The curve $x^2+x-3=\left( x+\frac12\right)^2-3-\frac14=\left( x+\frac12\right)^2-\frac{13}4$ attains the minimal value at point $\left(-\frac12, -\frac{13}4 \right)$. Note that we have $-\sqrt{3} < -\frac12$.
The curve $-x^2+x+3=-(x^2-x)+3=-\left(x-\frac12 \right)^2+3+\frac14$ which attains maximal value at point $\left(\frac12, \frac{13}4 \right)$. The maximal is attained at point $\left( \frac12, \frac{13}4\right)$. However, recall that we are interested in $-\sqrt{3}<x<0$, hence the supremum is $-0^2+0+3=3$.
Hence $-\frac{13}4<a<3$
Here is a desmos link, we can see when does $y=a$ lies in the region of interest.
Edit $2$:
The set of interest is \begin{align}A&=\{a: \exists x \in (-\sqrt{3}, 0), y_1(x) < a <y_2(x)\} \\ &= \{a: \exists x \in (-\sqrt{3}, 0), y_1(x) < y <y_2(x), y=a\} \\\end{align}
Let $D=\{(x,y): -\sqrt{3}<x<0, y_1(x) < y<y_2(x) \}$, we are interested in knowing for which value of $a$ does the $y=a$ intersect with $D$.
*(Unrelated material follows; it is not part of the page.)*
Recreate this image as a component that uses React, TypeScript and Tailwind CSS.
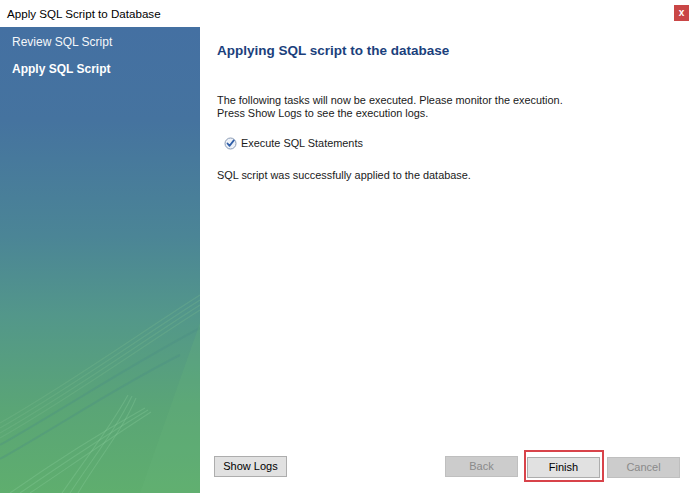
import React from "react";

const ui = { fontFamily: '"Liberation Sans", Arial, sans-serif' };

export default function App() {
  return (
    <div className="w-[694px] h-[493px] bg-white flex flex-col overflow-hidden text-[#1a1a1a]" style={ui}>
      <TitleBar />
      <div className="flex flex-1 min-h-0">
        <Sidebar />
        <Content />
      </div>
    </div>
  );
}

function TitleBar() {
  return (
    <div className="h-[27px] flex items-center justify-between pl-[7px] pr-[5px] shrink-0">
      <span className="text-[11.6px] text-black">Apply SQL Script to Database</span>
      <button className="w-[15px] h-[16px] bg-[#c94646] text-white text-[10px] font-bold leading-none flex items-center justify-center mt-[-2px]">
        x
      </button>
    </div>
  );
}

function Sidebar() {
  return (
    <div className="relative w-[200px] shrink-0 bg-[linear-gradient(180deg,#4470a2_0%,#45739f_20%,#4b8596_45%,#53978a_62%,#5aa576_82%,#5fae6e_100%)] overflow-hidden">
      <Swoosh />
      <ul className="relative flex flex-col pt-[6px] pl-[12px] text-[12px] text-white">
        <li className="h-[18px] leading-[18px] opacity-95">Review SQL Script</li>
        <li className="h-[18px] leading-[18px] mt-[9px] font-bold">Apply SQL Script</li>
      </ul>
    </div>
  );
}

function Swoosh() {
  return (
    <svg className="absolute left-0 bottom-0" width="200" height="220" viewBox="0 0 200 220" fill="none">
      <g stroke="#7fc08f" strokeOpacity="0.28" strokeWidth="1.2">
        <path d="M0 150 C70 110 140 60 200 22" />
        <path d="M0 155 C70 115 140 65 200 27" />
        <path d="M0 160 C70 120 140 70 200 32" />
        <path d="M0 165 C70 125 140 75 200 37" />
      </g>
      <g stroke="#4a8a86" strokeOpacity="0.3" strokeWidth="2">
        <path d="M0 172 C60 138 130 92 200 55" />
        <path d="M0 186 C60 152 120 112 180 82" />
      </g>
      <g stroke="#8fd0a0" strokeOpacity="0.3" strokeWidth="1.1">
        <path d="M10 220 C60 185 100 160 145 135" />
        <path d="M20 220 C68 187 106 162 148 137" />
        <path d="M30 220 C76 189 112 164 151 139" />
        <path d="M62 220 C86 185 110 155 128 122" />
        <path d="M70 220 C93 185 116 156 132 123" />
        <path d="M78 220 C99 185 122 158 136 125" />
      </g>
      <path d="M140 220 L200 50 L200 220 Z" fill="#67b57a" fillOpacity="0.22" />
    </svg>
  );
}

function Content() {
  return (
    <div className="flex-1 flex flex-col pl-[17px] pr-[14px]">
      <h1 className="mt-[14px] text-[13.5px] font-bold text-[#1b3f7c]">Applying SQL script to the database</h1>
      <div className="mt-[33px] text-[10.9px] leading-[13px]">
        <p>The following tasks will now be executed. Please monitor the execution.</p>
        <p>Press Show Logs to see the execution logs.</p>
      </div>
      <div className="mt-[15px] ml-[7px] flex items-center gap-[4px] text-[10.9px]">
        <CheckIcon />
        <span>Execute SQL Statements</span>
      </div>
      <p className="mt-[15px] text-[10.9px]">SQL script was successfully applied to the database.</p>
      <div className="mt-auto mb-[11px] -ml-[3px] flex items-center">
        <Btn label="Show Logs" />
        <div className="flex-1" />
        <Btn label="Back" disabled />
        <div className="ml-[6px] border-2 border-[#d8434a] pl-[1px] pr-[2px] py-[2px]">
          <Btn label="Finish" />
        </div>
        <div className="ml-[3px]">
          <Btn label="Cancel" disabled />
        </div>
      </div>
    </div>
  );
}

function Btn({ label, disabled }: { label: string; disabled?: boolean }) {
  return (
    <button
      className={
        "w-[73px] h-[21px] text-[11px] border " +
        (disabled
          ? "bg-[#cccccc] border-[#bfbfbf] text-[#8a8a8a]"
          : "bg-[#e1e1e1] border-[#adadad] text-black")
      }
    >
      {label}
    </button>
  );
}

function CheckIcon() {
  return (
    <svg width="13" height="13" viewBox="0 0 13 13">
      <circle cx="6.5" cy="6.5" r="5.5" fill="#eef2f8" stroke="#8a9bb5" strokeWidth="1" />
      <path d="M3.5 6.5 L5.6 8.8 L9.8 3.4" fill="none" stroke="#2f5ea8" strokeWidth="1.8" strokeLinecap="round" strokeLinejoin="round" />
    </svg>
  );
}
Also notice that $D$ doesn't include it's boundary. Hence $a\ne -\frac{13}4$.
Here is another desmos link that shaded the region in $D$. notice that $D$ doesn't include any boundary point. We can see that $A=(\inf_{(x,y) \in D}y, \sup_{(x,y)\in D}y)=\left( - \frac{13}4, 3 \right).$
Remark: The original solution in the previous posts is more rigorous. My approach uses a graph to help visualization.